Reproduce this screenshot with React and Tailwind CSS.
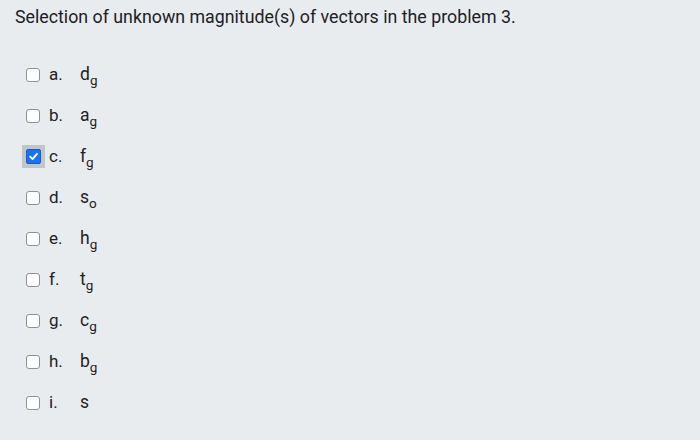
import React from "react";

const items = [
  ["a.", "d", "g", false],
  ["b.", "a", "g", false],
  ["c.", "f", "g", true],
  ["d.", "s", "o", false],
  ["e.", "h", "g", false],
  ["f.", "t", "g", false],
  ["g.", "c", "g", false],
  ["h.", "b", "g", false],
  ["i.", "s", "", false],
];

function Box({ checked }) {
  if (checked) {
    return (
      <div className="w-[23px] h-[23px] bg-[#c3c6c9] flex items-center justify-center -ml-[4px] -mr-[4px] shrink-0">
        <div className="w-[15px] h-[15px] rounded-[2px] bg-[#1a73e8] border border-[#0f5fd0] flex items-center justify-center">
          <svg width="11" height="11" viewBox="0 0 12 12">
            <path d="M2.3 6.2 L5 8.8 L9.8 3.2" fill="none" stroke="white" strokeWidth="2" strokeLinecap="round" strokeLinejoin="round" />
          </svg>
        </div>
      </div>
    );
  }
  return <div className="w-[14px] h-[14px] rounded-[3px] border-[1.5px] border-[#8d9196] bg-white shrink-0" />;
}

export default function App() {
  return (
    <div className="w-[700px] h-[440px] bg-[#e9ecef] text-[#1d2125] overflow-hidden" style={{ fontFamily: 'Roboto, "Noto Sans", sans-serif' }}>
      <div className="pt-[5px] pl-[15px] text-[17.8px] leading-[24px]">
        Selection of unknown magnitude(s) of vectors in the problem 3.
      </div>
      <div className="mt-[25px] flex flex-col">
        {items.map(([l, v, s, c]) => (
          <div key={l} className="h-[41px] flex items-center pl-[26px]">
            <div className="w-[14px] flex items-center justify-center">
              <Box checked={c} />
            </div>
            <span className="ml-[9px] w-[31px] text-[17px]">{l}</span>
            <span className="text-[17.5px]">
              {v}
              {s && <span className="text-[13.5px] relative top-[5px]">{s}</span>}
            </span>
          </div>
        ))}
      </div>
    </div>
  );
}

REQUIRED TASK: Write out the material above once more, exactly as it reads, with no pictures.

FINISHED TASK:
Reproduce this screenshot with React and Tailwind CSS.
import React from "react";

const items = [
  ["a.", "d", "g", false],
  ["b.", "a", "g", false],
  ["c.", "f", "g", true],
  ["d.", "s", "o", false],
  ["e.", "h", "g", false],
  ["f.", "t", "g", false],
  ["g.", "c", "g", false],
  ["h.", "b", "g", false],
  ["i.", "s", "", false],
];

function Box({ checked }) {
  if (checked) {
    return (
      <div className="w-[23px] h-[23px] bg-[#c3c6c9] flex items-center justify-center -ml-[4px] -mr-[4px] shrink-0">
        <div className="w-[15px] h-[15px] rounded-[2px] bg-[#1a73e8] border border-[#0f5fd0] flex items-center justify-center">
          <svg width="11" height="11" viewBox="0 0 12 12">
            <path d="M2.3 6.2 L5 8.8 L9.8 3.2" fill="none" stroke="white" strokeWidth="2" strokeLinecap="round" strokeLinejoin="round" />
          </svg>
        </div>
      </div>
    );
  }
  return <div className="w-[14px] h-[14px] rounded-[3px] border-[1.5px] border-[#8d9196] bg-white shrink-0" />;
}

export default function App() {
  return (
    <div className="w-[700px] h-[440px] bg-[#e9ecef] text-[#1d2125] overflow-hidden" style={{ fontFamily: 'Roboto, "Noto Sans", sans-serif' }}>
      <div className="pt-[5px] pl-[15px] text-[17.8px] leading-[24px]">
        Selection of unknown magnitude(s) of vectors in the problem 3.
      </div>
      <div className="mt-[25px] flex flex-col">
        {items.map(([l, v, s, c]) => (
          <div key={l} className="h-[41px] flex items-center pl-[26px]">
            <div className="w-[14px] flex items-center justify-center">
              <Box checked={c} />
            </div>
            <span className="ml-[9px] w-[31px] text-[17px]">{l}</span>
            <span className="text-[17.5px]">
              {v}
              {s && <span className="text-[13.5px] relative top-[5px]">{s}</span>}
            </span>
          </div>
        ))}
      </div>
    </div>
  );
}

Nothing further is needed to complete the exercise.